<ニッカンスポーツ・コム/芸能番記者コラム>

元女優で、花創作家の志穂美悦子(本名・長渕悦子)が、「鬼無里(きなさ)まり」の芸名で、シャンソン歌手デビューする。シャンソンは、20歳過ぎから親しんだ音楽である。

歌手デビューが明らかになった直近のインスタグラムに、真っ赤なバラの写真をアップした。そして「ルージュ・ドゥ・ロンサール それは、数年かけて地に根を下ろし、今年、やっと真っ赤な花を付けた。天に向かって咲け!『On your mark!』」とつづった。

ルージュ−はバラの品種名だが、シャンソン歌手として活動していくことが明らかになった直後のコメントだけに、バラは志穂美自身で、今の心情をつづっているように読める。
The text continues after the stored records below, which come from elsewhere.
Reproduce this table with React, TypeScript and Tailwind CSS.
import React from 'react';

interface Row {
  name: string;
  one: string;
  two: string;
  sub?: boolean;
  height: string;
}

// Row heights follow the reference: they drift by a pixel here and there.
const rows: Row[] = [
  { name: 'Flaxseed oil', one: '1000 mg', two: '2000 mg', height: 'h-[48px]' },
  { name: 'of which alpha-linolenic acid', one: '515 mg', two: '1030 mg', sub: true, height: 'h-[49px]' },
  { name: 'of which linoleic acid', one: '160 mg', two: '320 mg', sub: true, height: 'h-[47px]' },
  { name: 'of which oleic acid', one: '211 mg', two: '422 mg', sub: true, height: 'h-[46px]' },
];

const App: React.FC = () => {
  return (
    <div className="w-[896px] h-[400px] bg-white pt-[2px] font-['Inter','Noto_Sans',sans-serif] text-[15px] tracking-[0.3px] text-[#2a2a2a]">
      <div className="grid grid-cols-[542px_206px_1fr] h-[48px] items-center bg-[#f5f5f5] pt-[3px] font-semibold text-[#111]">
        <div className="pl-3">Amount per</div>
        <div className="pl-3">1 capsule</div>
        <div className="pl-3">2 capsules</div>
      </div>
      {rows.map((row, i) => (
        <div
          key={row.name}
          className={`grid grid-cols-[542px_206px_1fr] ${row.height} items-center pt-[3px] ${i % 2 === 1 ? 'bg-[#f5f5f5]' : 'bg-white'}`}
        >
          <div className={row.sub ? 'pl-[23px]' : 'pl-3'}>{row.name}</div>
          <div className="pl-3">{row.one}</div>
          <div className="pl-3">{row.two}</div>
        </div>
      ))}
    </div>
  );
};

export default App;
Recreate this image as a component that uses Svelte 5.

「数年かけて、準備をして、今年、ついに開花の時を迎えた。やるぞ!」という意気込みを、バラにたとえたように思える。

志穂美はかつてインタビューに「挑戦しようかどうかで悩むのと、挑戦し失敗したうえで悩むのとでは、絶対に後者の方がいい」と話した。また「誰もやっていないことに挑戦したいという『開拓者精神』のようなものが、昔から私の中にあった」と話した。昔も今も、それは間違いなく変わっていない。

中学の時、持ち前の運動神経を生かして、まだ誰もやっていないアクション女優になると決意した。元軍人の父親を説得して、日本を代表するアクション俳優の千葉真一さんが創設したジャパンアクションクラブ(JAC)の試験を受けて合格した。

最初は映画の空手シーンなどのスタントマンとして、女優の代役を演じた。顔はもちろん出ない。エンドロールで流れるクレジットは、まだ本名の「塩見悦子」。端っこの端っこ。それでもうれしかった。

本格デビューを前に、芸名を本名の字を変えた「志穂美悦子」にした。穂は尊敬する千葉真一さんの本名・前田禎穂(さだほ)からもらった。「志」は強い意志、「穂」は稲穂のような実りある人生、「美」は美しさという意味が込められているという。

18歳で映画「女必殺拳」に初主演。シリーズ化され、人気女優となった。映画「上海バンスキング」(深作欣二監督)などの演技で、日本アカデミー賞優秀助演女優賞を獲得した。映画「二代目はクリスチャン」(井筒和幸監督)は、希代の劇作家つかこうへい氏が志穂美のために書いた作品だった。

テレビでも水谷豊が主演した日本テレビ系の学園ドラマ「熱中時代」でマドンナ教師を演じ、最高視聴率は40%を記録した。

だが別のドラマで共演した音楽家・長渕剛と結婚すると、スパッと芸能界を引退し、家庭に入った。「アクションはやり切った。次は実生活を実り豊かなものにしたい」と語った。

20年以上の歳月が流れた2010年、義父の七回忌にとてもきれいなフラワーアレンジメントが届いた。「自分でも作ってみたい」と、毎日のように作っては写真を撮った。

翌11年3月11日、東日本大震災が起きた。「私もなにか役に立ちたい」と、撮りためた花の写真を自費出版して、全額を寄付した。その行動や写真が話題となり、花創作家となった。「まだ誰も見たことのない花を生けてみたい。それは日本で最初のアクション女優になることを夢見ていたころの気持ちと通じると思うんです」と話した。

アクション女優、家庭人、花創作家。次はシャンソン歌手になるという。フランスの歌であるシャンソンは、人生の喜怒哀楽や情景を詩的な歌詞で情感豊かに歌い上げる。関係者はシャンソン歌手になる理由を「それを歌える人生経験を積んで来た。いくつになっても新たな挑戦をして、あっと言わせたいと思っているようです」と話した。

インスタグラムにつづった「On your mark!」は、陸上競技などでスターターが言う「位置について」の意味。

新たな芸名「鬼無里まり」として位置についた。あとは、「Get set!Go!」(用意、ドン)を待つだけである。